Fourth, ASEAN convenes Asia.  At the East Asia Summit last November, President Obama and leaders of half the world’s population discussed key strategic issues facing the region and globe.

The historical relationships among the big powers are long and varied and have shifted over the nearly five decades since ASEAN was founded.  But today, the United States, Australia, Canada, China, Japan, South Korea, India, Russia, New Zealand, and the EU as dialogue partners, engage constructively with ASEAN and with each other under the ASEAN umbrella, in economics and finance, politics and security, and cultural cooperation and exchanges.

No one else can bring all the countries of Asia together at the East Asia Summit and ASEAN Regional Forum to discuss difficult strategic questions.  It’s vital that we discuss these issues and not sweep them under the rug.

Finally, but in some ways most important in my list of five reasons why the United States is focused on ASEAN:   ASEAN plays a vital role in advancing a rules-based order for the Asia Pacific.  That is what the ASEAN Community is made of.  It connects the ten countries and people — How?  Through common rules, norms, procedures and standards.

ASEAN also shares respect for international law which connects it to outside powers and defines expectations for our behavior.  What binds ASEAN is a shared commitment to a set of principles.  The Leaders—past and present— set out these principles in the adoption of the ASEAN Charter in 2007 and in the Roadmaps, including Vision 2025.  Providing ASEAN with this legal identity was a major milestone in envisioning what a rules-based regional institution can be.

Three important principles connecting ASEAN are respect for the rule of law, non-violent resolution of disputes and the upholding of international law. This set of rules and norms supports all the other connections among ASEAN nations.  Rules and norms create predictability.  They create a sense of fairness because all countries have the same burden of compliance and responsibility.

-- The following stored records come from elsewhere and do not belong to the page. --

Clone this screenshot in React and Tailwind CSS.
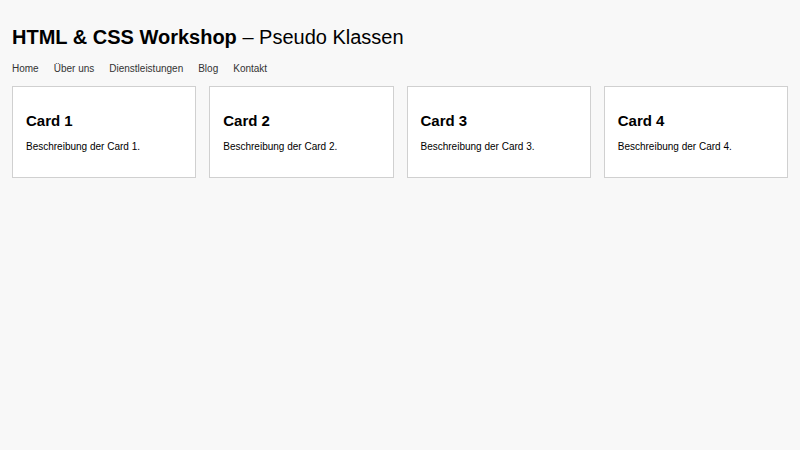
export default function App() {
  return (
    <div className="min-h-[450px] bg-[#f8f8f8] px-[12px] pt-[25px] text-black" style={{ fontFamily: '"Liberation Sans", Arial, sans-serif' }}>
      <h1 className="text-[20px] leading-[24px]">
        <span className="font-bold">HTML &amp; CSS Workshop</span> – Pseudo Klassen
      </h1>
      <nav className="mt-[14px] flex gap-[15px] text-[10px] leading-[12px] text-[#333]">
        <span>Home</span>
        <span>Über uns</span>
        <span>Dienstleistungen</span>
        <span>Blog</span>
        <span>Kontakt</span>
      </nav>
      <div className="mt-[11px] grid grid-cols-4 gap-[13px]">
        {[1, 2, 3, 4].map((n) => (
          <div key={n} className="h-[92px] border border-[#d0d0d0] bg-white px-[13px] pt-[25px]">
            <h2 className="text-[15px] font-bold leading-[18px]">Card {n}</h2>
            <p className="mt-[11px] text-[10px] leading-[12px]">Beschreibung der Card {n}.</p>
          </div>
        ))}
      </div>
    </div>
  );
}
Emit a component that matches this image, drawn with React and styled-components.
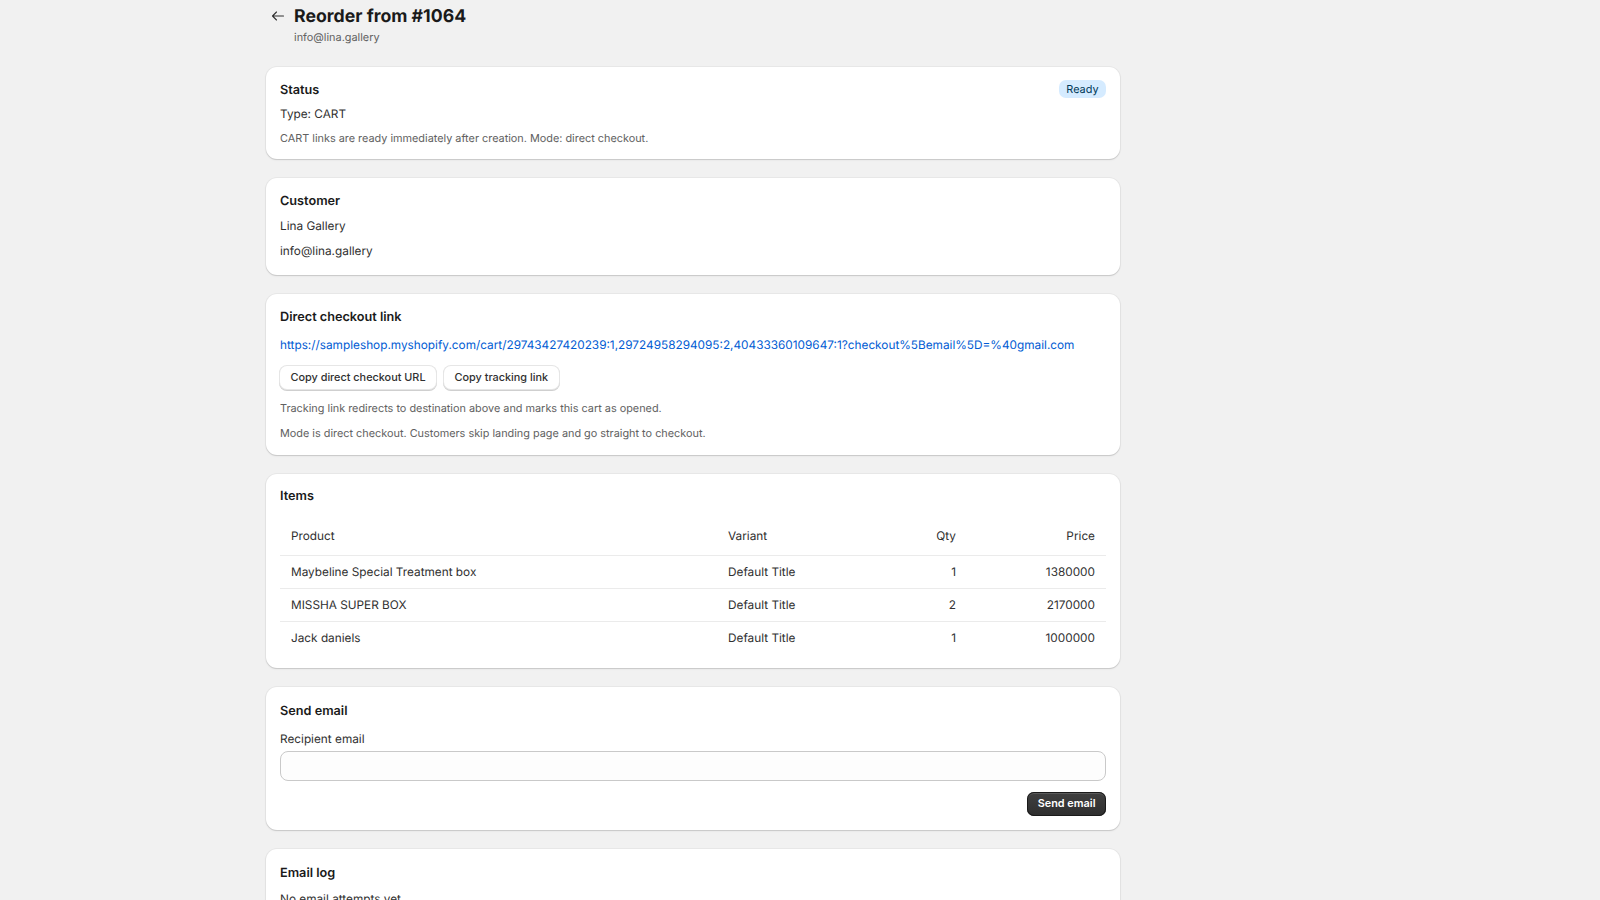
import React from "react";
import styled, { createGlobalStyle } from "styled-components";

const GlobalStyle = createGlobalStyle`
  html, body {
    margin: 0;
    height: 900px;
    overflow: hidden;
    background: #f1f1f1;
    font-family: Inter, "Liberation Sans", sans-serif;
    color: #303030;
    text-rendering: geometricPrecision;
    -webkit-font-smoothing: antialiased;
  }
`;

const Page = styled.div`
  width: 854px;
  margin-left: 266px;
  display: flex;
  flex-direction: column;
  gap: 19px;
`;

const PageHeader = styled.header`
  box-sizing: border-box;
  display: flex;
  gap: 6px;
  padding: 5px 0 0 2px;
  height: 48px;
`;

const BackButton = styled.button`
  width: 20px;
  height: 22px;
  padding: 0;
  border: 0;
  background: none;
  color: #303030;
  display: flex;
  align-items: center;
  justify-content: center;
`;

const TitleBlock = styled.div`
  display: flex;
  flex-direction: column;
`;

const Title = styled.h1`
  margin: 0;
  font-size: 17.7px;
  line-height: 24px;
  font-weight: 650;
  color: #1a1a1a;
`;

const Subtitle = styled.div`
  font-size: 10.9px;
  line-height: 16px;
  color: #616161;
`;

const Card = styled.section`
  background: #fff;
  border-radius: 11px;
  padding: ${(p) => p.$top || 14.5}px 14px ${(p) => p.$bottom || 14}px;
  box-shadow: 0 1px 0 0 rgba(26, 26, 26, 0.07), 0 0 0 1px rgba(26, 26, 26, 0.04),
    0 1px 2px rgba(26, 26, 26, 0.1);
  display: flex;
  flex-direction: column;
  gap: ${(p) => p.$gap}px;
`;

const CardTitle = styled.h2`
  margin: 0 0 -1.5px;
  font-size: 12.7px;
  line-height: 18px;
  font-weight: 600;
  color: #1a1a1a;
`;

const CardHead = styled.div`
  display: flex;
  justify-content: space-between;
  align-items: flex-start;
  margin-bottom: -1.5px;

  ${CardTitle} {
    margin: 0;
  }
`;

const Text = styled.p`
  margin: 0;
  line-height: 16px;
  color: ${(p) => (p.$muted ? "#616161" : "#303030")};
  font-size: ${(p) => (p.$muted ? "10.86px" : "11.8px")};
`;

const Badge = styled.span`
  background: #d5ebff;
  color: #003a5a;
  border-radius: 7px;
  margin-top: -1.5px;
  padding: 0 7.5px;
  font-size: 10.86px;
  line-height: 18px;
`;

const UrlLink = styled.a`
  color: #005bd3;
  font-size: 11.8px;
  line-height: 16px;
  text-decoration: none;
`;

const ButtonRow = styled.div`
  display: flex;
  gap: 8px;
  margin: 2px 0 -1px;
`;

const Button = styled.button`
  height: 23px;
  padding: 0 10.5px 1px;
  border: 0;
  border-radius: 7px;
  background: #fff;
  color: #303030;
  font: 500 10.86px Inter, sans-serif;
  box-shadow: 0 0 0 1px #e6e6e6, 0 1px 0 1px #cfcfcf;
`;

const PrimaryButton = styled(Button)`
  height: 24px;
  background: linear-gradient(#404040, #2e2e2e);
  color: #fff;
  font-weight: 600;
  box-shadow: inset 0 0 0 1px #1a1a1a, inset 0 2px 0 rgba(255, 255, 255, 0.14);
`;

const Notes = styled.div`
  display: flex;
  flex-direction: column;
  gap: 9px;
`;

const Table = styled.table`
  width: 100%;
  border-collapse: collapse;
  table-layout: fixed;
  font-size: 11.8px;
  color: #303030;
`;

const Th = styled.th`
  height: 38px;
  padding: 3px 11px 0;
  font-weight: 400;
  text-align: ${(p) => (p.$num ? "right" : "left")};
  border-bottom: 1px solid #ebebeb;
`;

const Td = styled.td`
  height: 32px;
  padding: 0 11px;
  text-align: ${(p) => (p.$num ? "right" : "left")};
`;

const Row = styled.tr`
  & + & td {
    border-top: 1px solid #ebebeb;
  }
`;

const Form = styled.div`
  display: flex;
  flex-direction: column;
  gap: 11px;
`;

const Field = styled.div`
  display: flex;
  flex-direction: column;
  gap: 4px;
`;

const Input = styled.input`
  height: 30px;
  box-sizing: border-box;
  border: 1px solid #c9c9c9;
  border-radius: 8px;
  background: #fdfdfd;
`;

const Actions = styled.div`
  display: flex;
  justify-content: flex-end;
`;

const items = [
  { name: "Maybeline Special Treatment box", qty: 1, price: 1380000 },
  { name: "MISSHA SUPER BOX", qty: 2, price: 2170000 },
  { name: "Jack daniels", qty: 1, price: 1000000 },
];

export default function App() {
  return (
    <>
      <GlobalStyle />
      <Page>
        <PageHeader>
          <BackButton aria-label="Back">
            <svg width="16" height="16" viewBox="0 0 16 16" fill="none" stroke="currentColor" strokeWidth="1.1" strokeLinecap="round" strokeLinejoin="round">
              <path d="M13.5 8H2.5M6.5 4 2.5 8l4 4" />
            </svg>
          </BackButton>
          <TitleBlock>
            <Title>Reorder from #1064</Title>
            <Subtitle>info@lina.gallery</Subtitle>
          </TitleBlock>
        </PageHeader>

        <Card $gap={8} $bottom={13}>
          <CardHead>
            <CardTitle>Status</CardTitle>
            <Badge>Ready</Badge>
          </CardHead>
          <Text>Type: CART</Text>
          <Text $muted>CART links are ready immediately after creation. Mode: direct checkout.</Text>
        </Card>

        <Card $gap={9} $bottom={16}>
          <CardTitle>Customer</CardTitle>
          <Text>Lina Gallery</Text>
          <Text>info@lina.gallery</Text>
        </Card>

        <Card $gap={11.5}>
          <CardTitle>Direct checkout link</CardTitle>
          <UrlLink href="#">https://sampleshop.myshopify.com/cart/29743427420239:1,29724958294095:2,40433360109647:1?checkout%5Bemail%5D=%40gmail.com</UrlLink>
          <ButtonRow>
            <Button>Copy direct checkout URL</Button>
            <Button>Copy tracking link</Button>
          </ButtonRow>
          <Notes>
            <Text $muted>Tracking link redirects to destination above and marks this cart as opened.</Text>
            <Text $muted>Mode is direct checkout. Customers skip landing page and go straight to checkout.</Text>
          </Notes>
        </Card>

        <Card $gap={9}>
          <CardTitle>Items</CardTitle>
          <Table>
            <colgroup>
              <col style={{ width: 437 }} />
              <col />
              <col style={{ width: 100 }} />
              <col style={{ width: 139 }} />
            </colgroup>
            <thead>
              <tr>
                <Th>Product</Th>
                <Th>Variant</Th>
                <Th $num>Qty</Th>
                <Th $num>Price</Th>
              </tr>
            </thead>
            <tbody>
              {items.map((item) => (
                <Row key={item.name}>
                  <Td>{item.name}</Td>
                  <Td>Default Title</Td>
                  <Td $num>{item.qty}</Td>
                  <Td $num>{item.price}</Td>
                </Row>
              ))}
            </tbody>
          </Table>
        </Card>

        <Card $gap={11} $top={16.5}>
          <CardTitle>Send email</CardTitle>
          <Form>
            <Field>
              <Text>Recipient email</Text>
              <Input type="email" />
            </Field>
            <Actions>
              <PrimaryButton>Send email</PrimaryButton>
            </Actions>
          </Form>
        </Card>

        <Card $gap={9} $top={16.5}>
          <CardTitle>Email log</CardTitle>
          <Text>No email attempts yet.</Text>
        </Card>
      </Page>
    </>
  );
}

Over time, when countries follow common rules and norms, they create habits of cooperation.  Rules and norms, in other words, create trust.  It is not easy to create trust, but ASEAN has done it.  In ASEAN, because the ten countries have agreed to basic principles and built up a virtual infrastructure of rules and norms around those principles, they have developed trust.

For years to come, Southeast Asia will continue to play a significant role in promoting peace, stability and economic prosperity so all its human and natural resources can thrive.  ASEAN is helping to underwrite peace in the region and is charting the course for an integrated ASEAN Community.

For the reasons I just named and many others, America will be here, deeply engaged in ASEAN, on ASEAN’s terms, as ASEAN’s terms are about rule of law and respect for international law, for generations to come.  You can count on that.